TO BE DONE: Retype only the lines running from the line that contains "Rebuild this screenshot" to the line that contains "import React from 'react';", inclusive, and leave the pictures behind.

-- Start DATA SUPPLIED --

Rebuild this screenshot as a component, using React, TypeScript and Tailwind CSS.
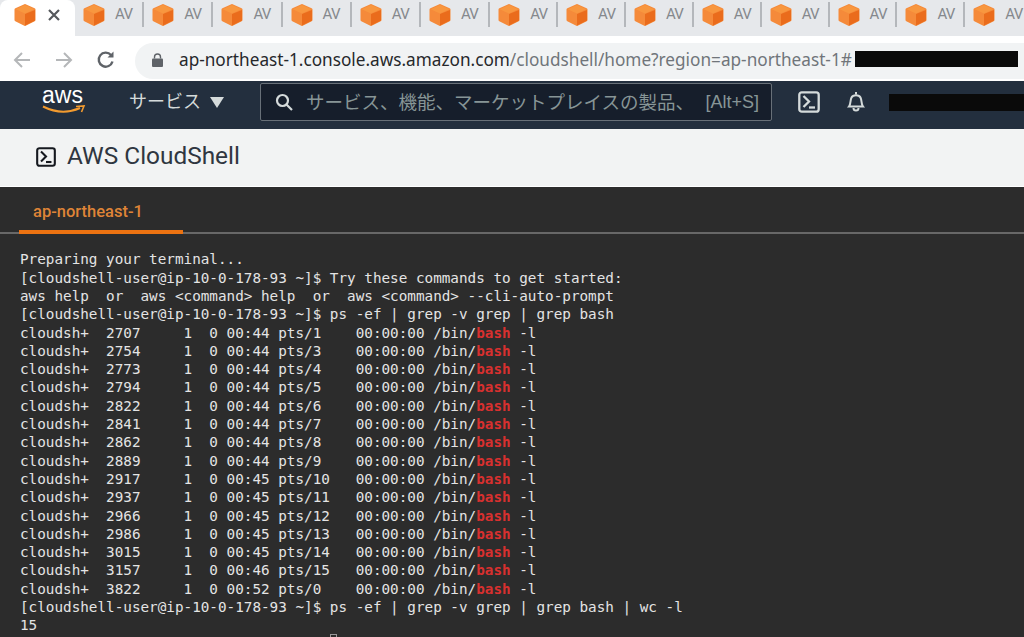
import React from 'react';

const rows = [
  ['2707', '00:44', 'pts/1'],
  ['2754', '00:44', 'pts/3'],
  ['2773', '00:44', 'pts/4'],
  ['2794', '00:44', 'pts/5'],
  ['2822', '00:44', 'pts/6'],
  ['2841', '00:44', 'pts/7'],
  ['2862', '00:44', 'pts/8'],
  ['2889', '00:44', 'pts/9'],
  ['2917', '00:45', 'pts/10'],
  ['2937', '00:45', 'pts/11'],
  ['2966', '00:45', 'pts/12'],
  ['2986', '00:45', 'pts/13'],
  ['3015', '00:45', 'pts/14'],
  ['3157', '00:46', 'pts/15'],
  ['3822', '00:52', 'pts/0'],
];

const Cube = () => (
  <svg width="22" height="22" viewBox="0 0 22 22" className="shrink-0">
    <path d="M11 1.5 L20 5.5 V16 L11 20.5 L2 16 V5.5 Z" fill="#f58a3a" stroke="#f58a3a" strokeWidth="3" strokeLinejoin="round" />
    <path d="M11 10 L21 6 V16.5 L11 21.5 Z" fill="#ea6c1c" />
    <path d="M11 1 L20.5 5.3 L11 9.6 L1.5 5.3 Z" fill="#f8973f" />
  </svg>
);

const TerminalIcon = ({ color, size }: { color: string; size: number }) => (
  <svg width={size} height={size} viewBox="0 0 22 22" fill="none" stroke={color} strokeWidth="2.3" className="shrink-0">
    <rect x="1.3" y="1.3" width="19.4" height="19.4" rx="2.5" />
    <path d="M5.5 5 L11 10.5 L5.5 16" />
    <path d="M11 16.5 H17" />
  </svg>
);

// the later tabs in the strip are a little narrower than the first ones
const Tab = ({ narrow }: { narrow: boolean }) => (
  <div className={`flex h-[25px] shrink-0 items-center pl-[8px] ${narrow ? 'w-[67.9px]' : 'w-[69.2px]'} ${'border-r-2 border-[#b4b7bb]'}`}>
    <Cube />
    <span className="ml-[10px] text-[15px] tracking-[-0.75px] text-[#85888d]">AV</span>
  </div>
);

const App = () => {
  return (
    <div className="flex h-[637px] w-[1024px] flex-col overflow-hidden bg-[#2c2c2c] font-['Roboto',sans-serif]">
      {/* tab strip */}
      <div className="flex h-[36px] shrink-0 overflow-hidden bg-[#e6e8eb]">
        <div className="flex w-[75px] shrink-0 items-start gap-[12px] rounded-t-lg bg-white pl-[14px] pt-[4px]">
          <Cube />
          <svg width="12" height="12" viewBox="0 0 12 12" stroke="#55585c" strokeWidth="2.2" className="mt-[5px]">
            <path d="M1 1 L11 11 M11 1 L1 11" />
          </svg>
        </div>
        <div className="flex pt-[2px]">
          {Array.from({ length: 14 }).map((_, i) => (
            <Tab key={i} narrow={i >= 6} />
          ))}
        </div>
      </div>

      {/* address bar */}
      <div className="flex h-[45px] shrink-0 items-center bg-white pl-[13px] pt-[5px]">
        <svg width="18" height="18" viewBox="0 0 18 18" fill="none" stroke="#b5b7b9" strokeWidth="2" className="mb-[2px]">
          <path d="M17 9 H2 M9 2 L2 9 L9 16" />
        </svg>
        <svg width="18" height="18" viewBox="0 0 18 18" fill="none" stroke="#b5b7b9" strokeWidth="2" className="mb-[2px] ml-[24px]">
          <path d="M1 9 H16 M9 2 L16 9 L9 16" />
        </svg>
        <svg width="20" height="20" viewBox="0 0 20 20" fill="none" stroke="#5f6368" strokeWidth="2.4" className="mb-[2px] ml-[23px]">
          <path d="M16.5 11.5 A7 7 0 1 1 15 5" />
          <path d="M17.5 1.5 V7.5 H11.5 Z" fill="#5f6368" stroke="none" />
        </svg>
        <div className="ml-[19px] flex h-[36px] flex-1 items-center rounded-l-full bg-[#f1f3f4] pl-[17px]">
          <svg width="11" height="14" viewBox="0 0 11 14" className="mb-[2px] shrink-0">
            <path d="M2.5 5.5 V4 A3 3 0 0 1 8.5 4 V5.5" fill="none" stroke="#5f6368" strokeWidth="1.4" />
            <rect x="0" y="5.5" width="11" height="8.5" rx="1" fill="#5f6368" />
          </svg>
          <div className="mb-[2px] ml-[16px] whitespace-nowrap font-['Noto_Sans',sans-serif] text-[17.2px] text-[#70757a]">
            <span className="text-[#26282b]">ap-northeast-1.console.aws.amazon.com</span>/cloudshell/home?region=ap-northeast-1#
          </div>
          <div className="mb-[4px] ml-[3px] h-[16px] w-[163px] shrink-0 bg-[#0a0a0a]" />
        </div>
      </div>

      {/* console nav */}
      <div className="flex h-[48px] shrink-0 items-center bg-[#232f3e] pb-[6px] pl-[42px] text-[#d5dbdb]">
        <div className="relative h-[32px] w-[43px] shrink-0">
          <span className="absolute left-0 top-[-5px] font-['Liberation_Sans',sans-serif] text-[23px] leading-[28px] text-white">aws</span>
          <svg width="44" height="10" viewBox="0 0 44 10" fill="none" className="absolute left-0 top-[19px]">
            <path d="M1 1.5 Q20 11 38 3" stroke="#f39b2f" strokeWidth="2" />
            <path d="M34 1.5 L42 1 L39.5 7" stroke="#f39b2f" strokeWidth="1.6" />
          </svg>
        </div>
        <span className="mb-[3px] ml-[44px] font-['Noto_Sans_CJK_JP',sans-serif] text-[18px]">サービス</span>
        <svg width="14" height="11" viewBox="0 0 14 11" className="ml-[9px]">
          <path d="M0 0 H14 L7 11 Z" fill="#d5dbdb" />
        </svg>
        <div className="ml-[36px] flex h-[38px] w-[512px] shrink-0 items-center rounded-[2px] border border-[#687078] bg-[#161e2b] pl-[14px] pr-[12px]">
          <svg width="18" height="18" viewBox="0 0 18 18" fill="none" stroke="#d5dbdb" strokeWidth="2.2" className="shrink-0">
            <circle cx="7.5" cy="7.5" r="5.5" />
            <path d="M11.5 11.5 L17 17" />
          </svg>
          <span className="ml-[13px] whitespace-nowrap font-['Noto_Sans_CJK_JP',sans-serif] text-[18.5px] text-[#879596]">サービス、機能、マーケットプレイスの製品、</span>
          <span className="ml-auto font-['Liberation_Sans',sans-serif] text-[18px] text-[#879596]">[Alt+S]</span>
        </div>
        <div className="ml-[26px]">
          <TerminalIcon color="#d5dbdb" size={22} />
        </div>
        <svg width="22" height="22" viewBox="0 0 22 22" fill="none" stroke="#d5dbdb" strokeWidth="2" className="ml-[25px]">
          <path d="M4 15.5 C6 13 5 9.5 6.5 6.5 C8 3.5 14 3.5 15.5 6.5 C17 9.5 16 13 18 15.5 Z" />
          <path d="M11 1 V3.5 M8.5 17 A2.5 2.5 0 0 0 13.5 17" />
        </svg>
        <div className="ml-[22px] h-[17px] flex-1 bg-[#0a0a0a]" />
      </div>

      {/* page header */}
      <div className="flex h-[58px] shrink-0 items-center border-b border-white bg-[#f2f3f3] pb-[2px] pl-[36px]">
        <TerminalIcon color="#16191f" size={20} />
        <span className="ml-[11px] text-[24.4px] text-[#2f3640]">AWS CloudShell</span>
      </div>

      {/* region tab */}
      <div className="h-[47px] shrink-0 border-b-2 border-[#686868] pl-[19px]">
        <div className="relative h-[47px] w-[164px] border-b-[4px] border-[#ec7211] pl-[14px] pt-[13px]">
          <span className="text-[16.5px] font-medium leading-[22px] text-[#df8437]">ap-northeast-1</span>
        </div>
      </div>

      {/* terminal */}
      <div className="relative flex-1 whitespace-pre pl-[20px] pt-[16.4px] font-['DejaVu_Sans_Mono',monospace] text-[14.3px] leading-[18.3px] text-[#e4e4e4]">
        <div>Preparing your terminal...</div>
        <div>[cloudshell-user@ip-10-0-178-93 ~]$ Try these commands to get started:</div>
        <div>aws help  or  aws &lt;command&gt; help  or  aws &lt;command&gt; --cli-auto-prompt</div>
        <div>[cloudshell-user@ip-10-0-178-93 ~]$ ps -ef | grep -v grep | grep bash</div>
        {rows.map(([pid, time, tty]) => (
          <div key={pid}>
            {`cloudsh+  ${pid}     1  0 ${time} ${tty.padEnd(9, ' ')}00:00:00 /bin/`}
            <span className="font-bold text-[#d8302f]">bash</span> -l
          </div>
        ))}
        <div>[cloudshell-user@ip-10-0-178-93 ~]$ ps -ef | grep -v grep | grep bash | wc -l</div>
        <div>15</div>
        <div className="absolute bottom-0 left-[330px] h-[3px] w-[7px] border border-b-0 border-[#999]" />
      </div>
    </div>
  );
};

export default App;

-- End DATA SUPPLIED --
-- Start DATA SUPPLIED --

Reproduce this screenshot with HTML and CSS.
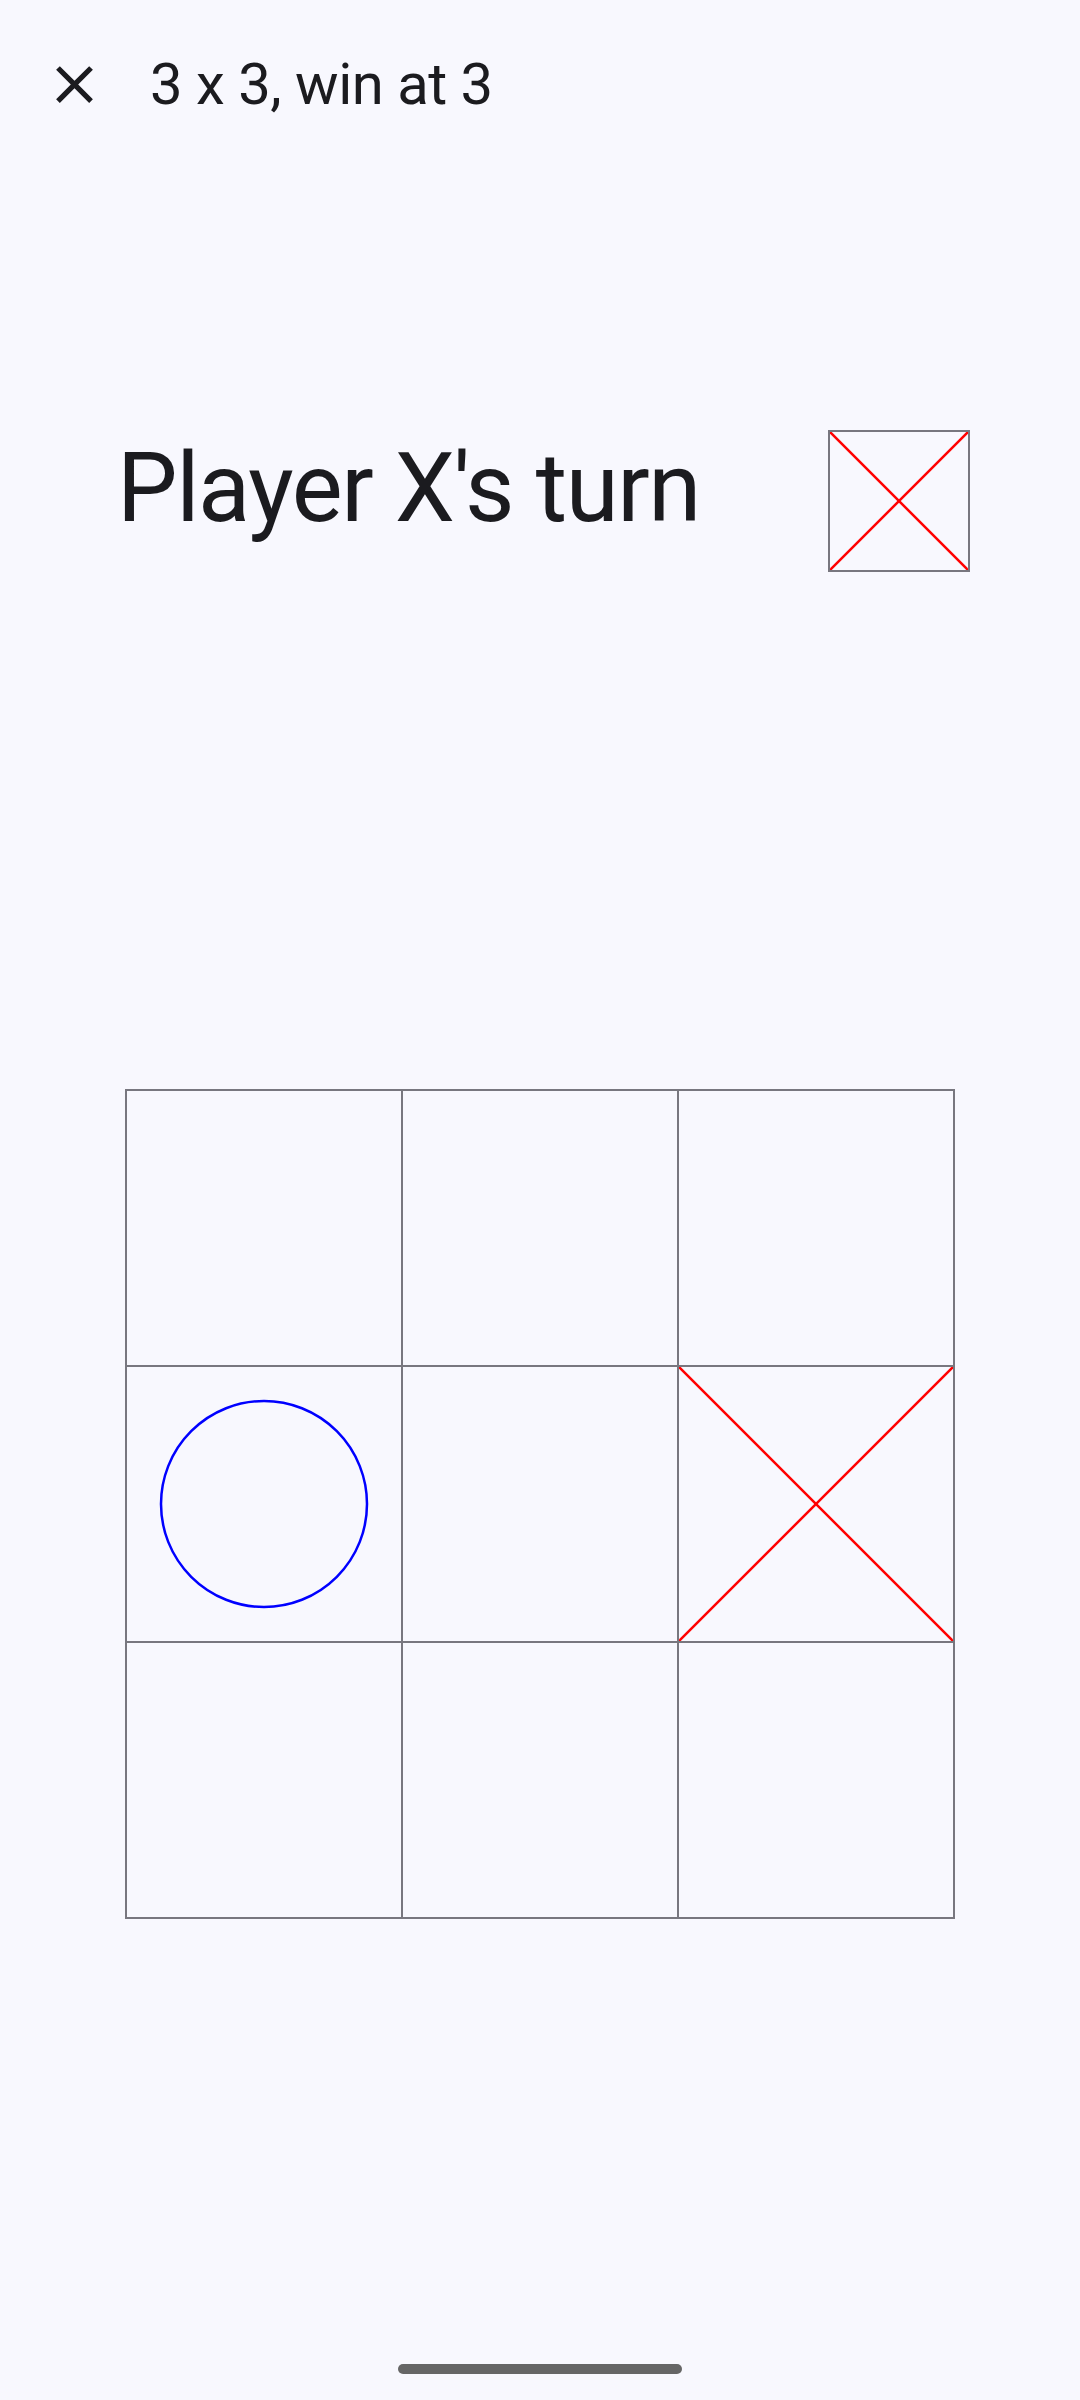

-- End DATA SUPPLIED --

OUTPUT FOR THIS EXERCISE:
Rebuild this screenshot as a component, using React, TypeScript and Tailwind CSS.
import React from 'react';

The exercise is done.